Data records
____
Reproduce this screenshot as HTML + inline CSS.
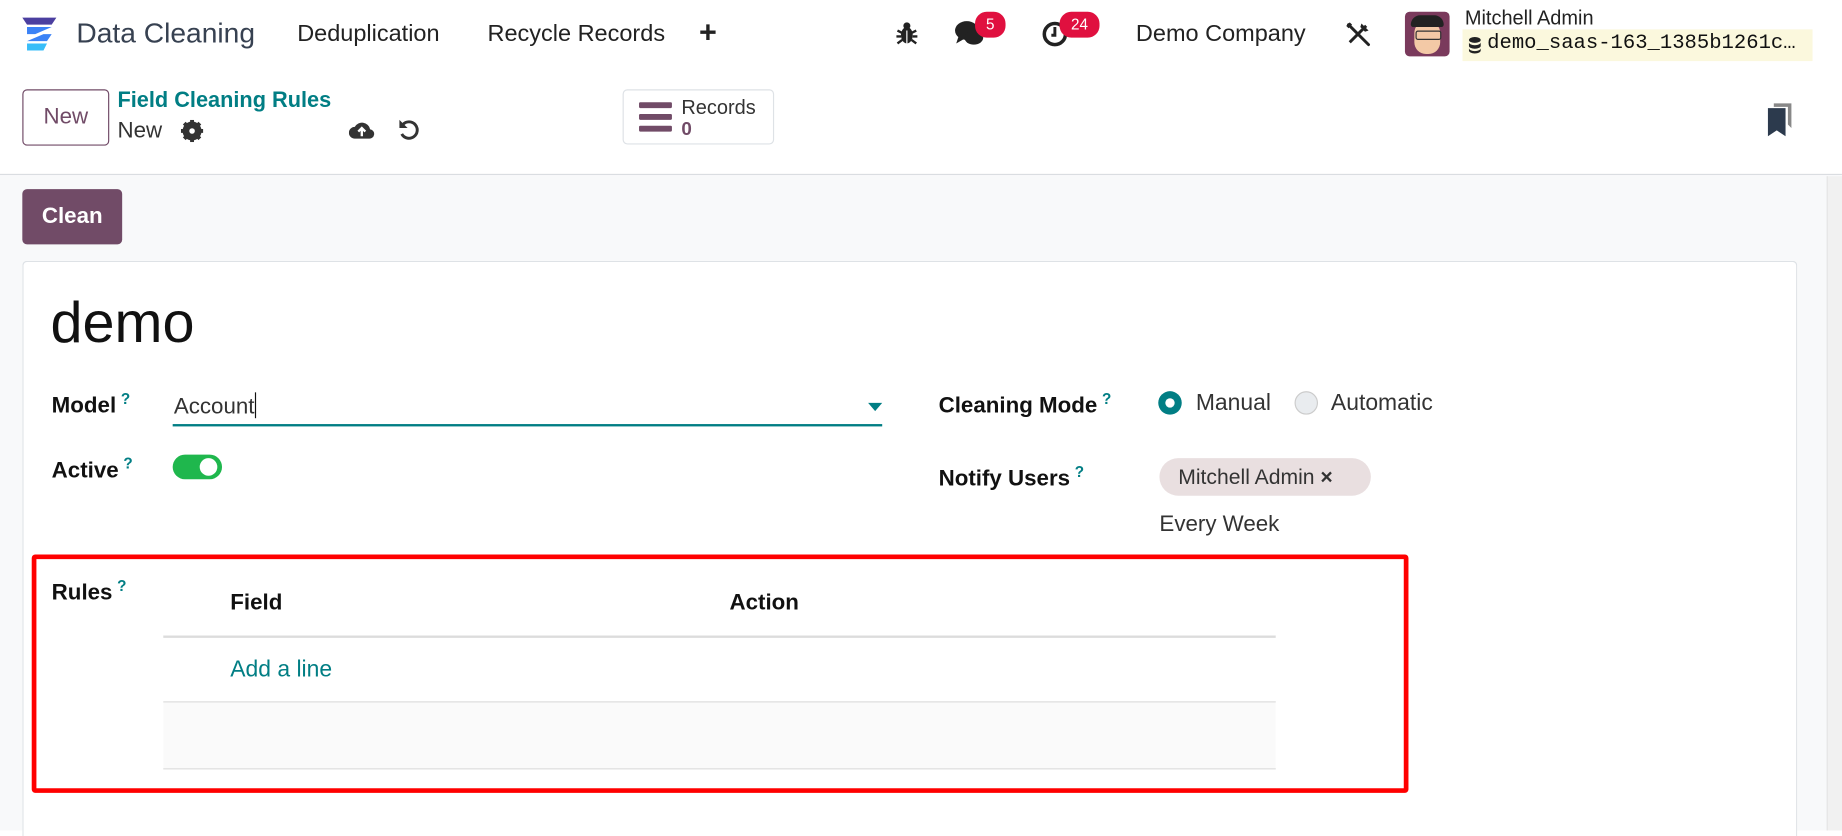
<!DOCTYPE html>
<html><head><meta charset="utf-8"><style>
html,body{margin:0;padding:0;width:1842px;height:831px;overflow:hidden;background:#fff}
#w{position:absolute;left:0;top:0;width:1568px;height:707px;transform:scale(1.1747);transform-origin:0 0;font-family:"Liberation Sans",sans-serif;color:#212529}
.a{position:absolute;white-space:nowrap}
.lbl{font-weight:bold;font-size:19px;color:#111}
.q{color:#017e84;font-size:13px;font-weight:bold;vertical-align:super;margin-left:4px}
</style></head><body><div id="w">
<!-- navbar -->
<svg class="a" style="left:18px;top:14px" width="31" height="30" viewBox="0 0 31 30"><path d="M1 1h29l-4 6H5z" fill="#4b3fa0"/><path d="M5 9h21l-14 6h14l-4 6H5l14-6H5z" fill="#3b82f6"/><path d="M5 23h17l-3 6H5z" fill="#38bdf8"/></svg>
<div class="a" style="left:65px;top:15px;font-size:24px;color:#374151">Data Cleaning</div>
<div class="a" style="left:253px;top:18px;font-size:20px;color:#222">Deduplication</div>
<div class="a" style="left:415px;top:18px;font-size:20px;color:#222">Recycle Records</div>
<div class="a" style="left:595px;top:12px;font-size:26px;font-weight:bold;color:#222">+</div>
<svg class="a" style="left:763px;top:18px" width="18" height="20" viewBox="0 0 18 20"><ellipse cx="9" cy="12" rx="5" ry="7" fill="#222"/><circle cx="9" cy="4" r="3" fill="#222"/><path d="M1 8l4 2M17 8l-4 2M0 13h4M18 13h-4M1 19l4-3M17 19l-4-3" stroke="#222" stroke-width="2"/><path d="M9 8v11" stroke="#fff" stroke-width="1"/></svg>
<svg class="a" style="left:812px;top:17px" width="26" height="24" viewBox="0 0 26 24"><ellipse cx="11" cy="9" rx="10" ry="8" fill="#222"/><path d="M4 14l-2 6 7-4z" fill="#222"/><ellipse cx="17" cy="15" rx="8" ry="6" fill="#222"/></svg>
<div class="a" style="left:830px;top:10px;background:#e0103f;color:#fff;font-size:13px;border-radius:10px;width:26px;height:22px;line-height:22px;text-align:center">5</div>
<svg class="a" style="left:886px;top:17px" width="24" height="24" viewBox="0 0 24 24"><circle cx="12" cy="12" r="9" fill="none" stroke="#222" stroke-width="3"/><path d="M12 6v7h-3" stroke="#222" stroke-width="2.5" fill="none"/></svg>
<div class="a" style="left:902px;top:10px;background:#e0103f;color:#fff;font-size:13px;border-radius:10px;width:34px;height:22px;line-height:22px;text-align:center">24</div>
<div class="a" style="left:967px;top:18px;font-size:20px;color:#222">Demo Company</div>
<svg class="a" style="left:1145px;top:18px" width="22" height="22" viewBox="0 0 22 22"><path d="M4 18L18 4" stroke="#222" stroke-width="2.5"/><path d="M14 2l6 6-3 1-4-4z" fill="#222"/><path d="M3 3l5 5M8 8l12 12" stroke="#222" stroke-width="2.5" stroke-linecap="round"/><path d="M1 4l3-3 2 2-3 3z" fill="#222"/></svg>
<div class="a" style="left:1196px;top:10px;width:38px;height:38px;border-radius:4px;background:#7a3a5c;overflow:hidden"><div style="position:absolute;left:8px;top:8px;width:22px;height:28px;border-radius:10px;background:#f3c9a6"></div><div style="position:absolute;left:5px;top:3px;width:28px;height:10px;border-radius:8px 8px 2px 2px;background:#222"></div><div style="position:absolute;left:9px;top:16px;width:20px;height:6px;border:1.5px solid #333;border-radius:2px"></div></div>
<div class="a" style="left:1247px;top:6px;font-size:17px;color:#222">Mitchell Admin</div>
<div class="a" style="left:1245px;top:25px;width:298px;height:27px;background:#fbf8dd"></div>
<svg class="a" style="left:1250px;top:31px" width="11" height="15" viewBox="0 0 11 15"><ellipse cx="5.5" cy="3" rx="5" ry="2.5" fill="#222"/><path d="M0.5 5v3a5 2.5 0 0 0 10 0V5a5 2.5 0 0 1-10 0zM0.5 10v2a5 2.5 0 0 0 10 0v-2a5 2.5 0 0 1-10 0z" fill="#222"/></svg>
<div class="a" style="left:1266px;top:27px;font-family:'Liberation Mono',monospace;font-size:17.5px;color:#111">demo_saas-163_1385b1261c…</div>
<!-- control panel -->
<div class="a" style="left:19px;top:76px;width:72px;height:46px;border:1px solid #714b67;border-radius:4px;color:#714b67;font-size:19px;line-height:46px;text-align:center;box-sizing:content-box">New</div>
<div class="a" style="left:100px;top:74px;font-size:18.5px;font-weight:bold;color:#017e84">Field Cleaning Rules</div>
<div class="a" style="left:100px;top:101px;font-size:19px;color:#333">New</div>
<svg class="a" style="left:154px;top:102px" width="19" height="19" viewBox="0 0 20 20"><circle cx="10" cy="10" r="6.5" fill="none" stroke="#333" stroke-width="4"/><path d="M10 0v20M0 10h20M3 3l14 14M17 3L3 17" stroke="#333" stroke-width="3.5"/><circle cx="10" cy="10" r="2.5" fill="#fff"/></svg>
<svg class="a" style="left:297px;top:101px" width="22" height="18" viewBox="0 0 22 18"><path d="M5 17a5 5 0 0 1 0-10 7 7 0 0 1 13 2 4 4 0 0 1-1 8z" fill="#333"/><path d="M11 15V8M8 11l3-3 3 3" stroke="#fff" stroke-width="2" fill="none"/></svg>
<svg class="a" style="left:339px;top:101px" width="18" height="19" viewBox="0 0 18 19"><path d="M4 5a7 7 0 1 1-1 8" stroke="#333" stroke-width="2.5" fill="none"/><path d="M1 1v7h7z" fill="#333"/></svg>
<div class="a" style="left:530px;top:76px;width:129px;height:47px;border:1px solid #dee2e6;border-radius:4px;box-sizing:border-box"></div>
<div class="a" style="left:544px;top:87px;width:28px;height:5px;background:#714b67;border-radius:1px"></div>
<div class="a" style="left:544px;top:97px;width:28px;height:5px;background:#714b67;border-radius:1px"></div>
<div class="a" style="left:544px;top:107px;width:28px;height:5px;background:#714b67;border-radius:1px"></div>
<div class="a" style="left:580px;top:82px;font-size:17px;color:#333">Records</div>
<div class="a" style="left:580px;top:102px;font-size:16px;font-weight:bold;color:#714b67">0</div>
<svg class="a" style="left:1503px;top:87px" width="24" height="30" viewBox="0 0 24 30"><path d="M7 1h15v21l-3-3V4H7z" fill="#888"/><path d="M2 5h15v24l-7.5-5L2 29z" fill="#2c3a4d"/></svg>
<!-- body -->
<div class="a" style="left:0;top:148px;width:1568px;height:1px;background:#dadde1"></div>
<div class="a" style="left:0;top:149px;width:1568px;height:558px;background:#f8f9fa"></div>
<div class="a" style="left:1555px;top:150px;width:13px;height:557px;background:#f1f1f1;border-left:1px solid #e5e5e5"></div>
<div class="a" style="left:19px;top:161px;width:85px;height:47px;background:#714b67;border-radius:4px;color:#fff;font-weight:bold;font-size:19px;line-height:48px;text-align:center">Clean</div>
<div class="a" style="left:19px;top:222px;width:1511px;height:490px;background:#fff;border:1px solid #dee2e6;border-bottom:none;border-radius:4px 4px 0 0;box-sizing:border-box"></div>
<div class="a" style="left:43px;top:247px;font-size:49px;color:#111">demo</div>
<div class="a lbl" style="left:44px;top:332px">Model<span class="q">?</span></div>
<div class="a" style="left:148px;top:334px;font-size:19px;color:#333">Account<span style="display:inline-block;width:1px;height:22px;background:#111;vertical-align:-4px"></span></div>
<div class="a" style="left:147px;top:361px;width:604px;height:1.5px;background:#017e84"></div>
<div class="a" style="left:739px;top:343px;width:0;height:0;border-left:6px solid transparent;border-right:6px solid transparent;border-top:7px solid #017e84"></div>
<div class="a lbl" style="left:44px;top:387px">Active<span class="q">?</span></div>
<div class="a" style="left:147px;top:387px;width:42px;height:21px;border-radius:11px;background:#1fb74d"></div>
<div class="a" style="left:170px;top:390px;width:15px;height:15px;border-radius:50%;background:#fff"></div>
<div class="a lbl" style="left:799px;top:332px">Cleaning Mode<span class="q">?</span></div>
<div class="a" style="left:986px;top:333px;width:20px;height:20px;border-radius:50%;background:#017e84"></div>
<div class="a" style="left:992px;top:339px;width:8px;height:8px;border-radius:50%;background:#fff"></div>
<div class="a" style="left:1018px;top:332px;font-size:19.5px;color:#333">Manual</div>
<div class="a" style="left:1102px;top:333px;width:18px;height:18px;border-radius:50%;background:#e9ecef;border:1px solid #ccc"></div>
<div class="a" style="left:1133px;top:332px;font-size:19.5px;color:#333">Automatic</div>
<div class="a lbl" style="left:799px;top:394px">Notify Users<span class="q">?</span></div>
<div class="a" style="left:987px;top:390px;width:180px;height:32px;border-radius:16px;background:#e9dfe0;font-size:18px;color:#333;line-height:32px;padding-left:16px;box-sizing:border-box">Mitchell Admin <b>×</b></div>
<div class="a" style="left:987px;top:436px;font-size:19px;color:#333">Every Week</div>
<!-- rules -->
<div class="a lbl" style="left:44px;top:491px">Rules<span class="q">?</span></div>
<div class="a lbl" style="left:196px;top:503px">Field</div>
<div class="a lbl" style="left:621px;top:503px">Action</div>
<div class="a" style="left:139px;top:541px;width:947px;height:1.5px;background:#dcdcdc"></div>
<div class="a" style="left:196px;top:559px;font-size:19.5px;color:#017e84">Add a line</div>
<div class="a" style="left:139px;top:597px;width:947px;height:56px;background:#fafafa;border-top:1.5px solid #dcdcdc;border-bottom:1.5px solid #dcdcdc"></div>
<div class="a" style="left:27px;top:472px;width:1172px;height:203px;border:4px solid #f00;border-radius:3px;box-sizing:border-box"></div>
</div></body></html>
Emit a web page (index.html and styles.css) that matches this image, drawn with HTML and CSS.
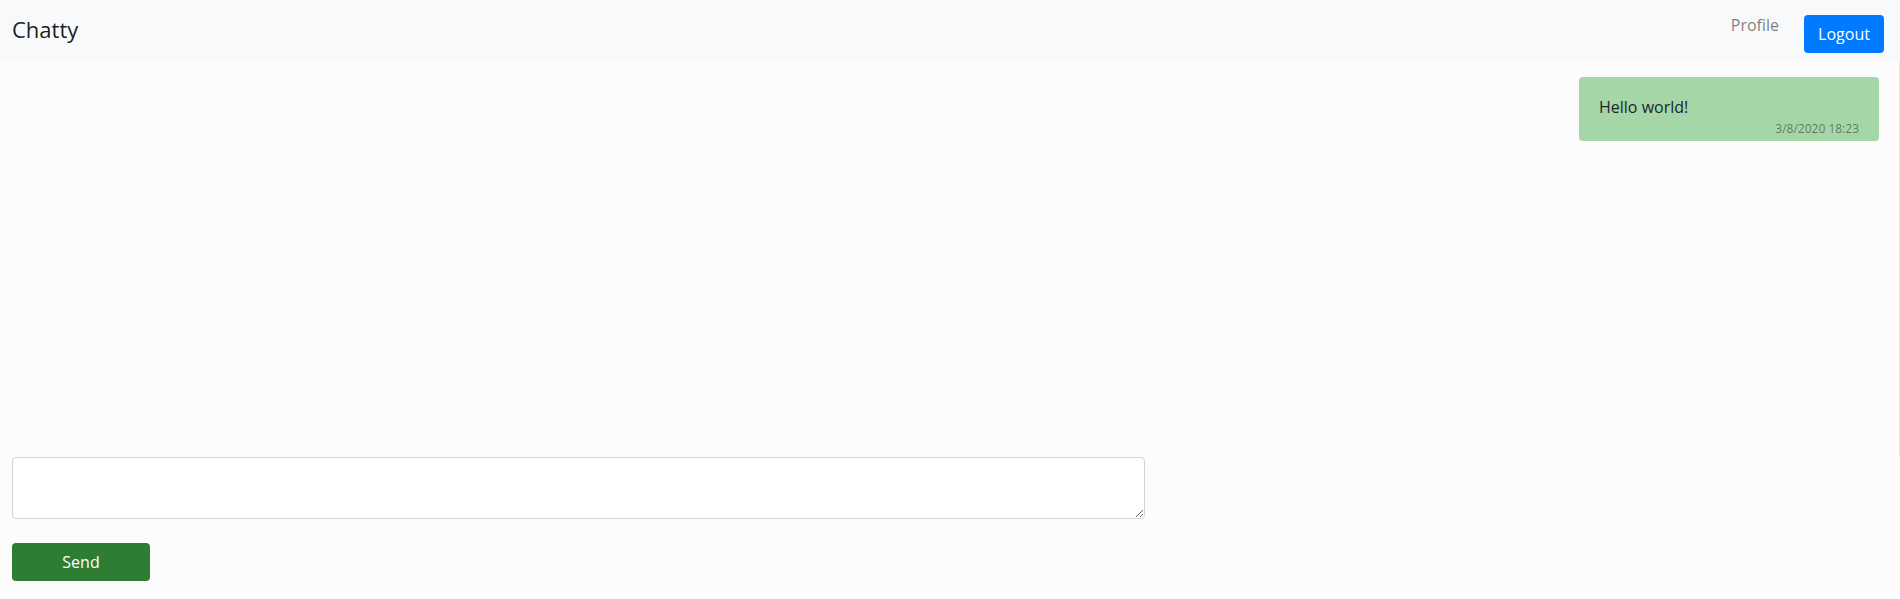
FILE: index.html
```html
<!DOCTYPE html>
<html lang="en">
<head>
<meta charset="utf-8">
<title>Chatty</title>
<link rel="stylesheet" href="styles.css">
</head>
<body>
<header class="navbar">
  <a class="brand" href="#">Chatty</a>
  <nav class="nav">
    <a class="nav-link" href="#">Profile</a>
    <button class="btn-logout" type="button">Logout</button>
  </nav>
</header>
<main class="chat-area">
  <div class="message">
    <p class="message-text">Hello world!</p>
    <span class="message-time">3/8/2020 18:23</span>
  </div>
</main>
<form class="composer">
  <textarea class="composer-input"></textarea>
  <button class="btn-send" type="button">Send</button>
</form>
</body>
</html>
```

FILE: styles.css
```css
* { box-sizing: border-box; }
html, body {
  margin: 0;
  padding: 0;
  background: #fcfcfc;
  font-family: "Open Sans", "DejaVu Sans", sans-serif;
  color: #212529;
  overflow: hidden;
}
.navbar {
  height: 60px;
  background: #f8f9fa;
  display: flex;
  align-items: flex-start;
  justify-content: space-between;
  padding: 0 16px 0 12px;
}
.brand {
  margin-top: 14px;
  font-size: 22px;
  line-height: 30px;
  color: rgba(0, 0, 0, 0.9);
  text-decoration: none;
}
.nav {
  display: flex;
  align-items: flex-start;
  gap: 25px;
}
.nav-link {
  margin-top: 13px;
  font-size: 16px;
  line-height: 24px;
  color: rgba(0, 0, 0, 0.5);
  text-decoration: none;
}
.btn-logout {
  margin-top: 15px;
  width: 80px;
  height: 38px;
  border: none;
  border-radius: 4px;
  background: #007bff;
  color: #fff;
  font-family: inherit;
  font-size: 16px;
  padding: 0;
}
.chat-area {
  height: 396px;
  border-right: 1px solid #e8e8e8;
  display: flex;
  flex-direction: column;
  align-items: flex-end;
  padding: 17px 20px 0 0;
}
.message {
  width: 300px;
  height: 64px;
  background: #a5d6a7;
  border-radius: 4px;
  padding: 18px 20px 4px 20px;
  display: flex;
  flex-direction: column;
}
.message-text {
  margin: 0;
  font-size: 16px;
  line-height: 24px;
  color: #212529;
}
.message-time {
  margin-top: 2px;
  align-self: flex-end;
  font-size: 12px;
  line-height: 16px;
  color: rgba(0, 0, 0, 0.45);
}
.composer {
  display: flex;
  flex-direction: column;
  align-items: flex-start;
  padding: 1px 0 0 12px;
}
.composer-input {
  width: 1133px;
  height: 62px;
  border: 1px solid #ced4da;
  border-radius: 4px;
  background: #fff;
  font-family: inherit;
  font-size: 16px;
  margin: 0;
}
.btn-send {
  margin-top: 24px;
  width: 138px;
  height: 38px;
  border: none;
  border-radius: 4px;
  background: #2e7d32;
  color: #fff;
  font-family: inherit;
  font-size: 16px;
  padding: 0;
}
```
____
## What you should do
Only lines holding the string "this" are wanted; gather each one from the entries above.

## Final result
Reproduce this screenshot as HTML + inline CSS.
Emit a web page (index.html and styles.css) that matches this image, drawn with HTML and CSS.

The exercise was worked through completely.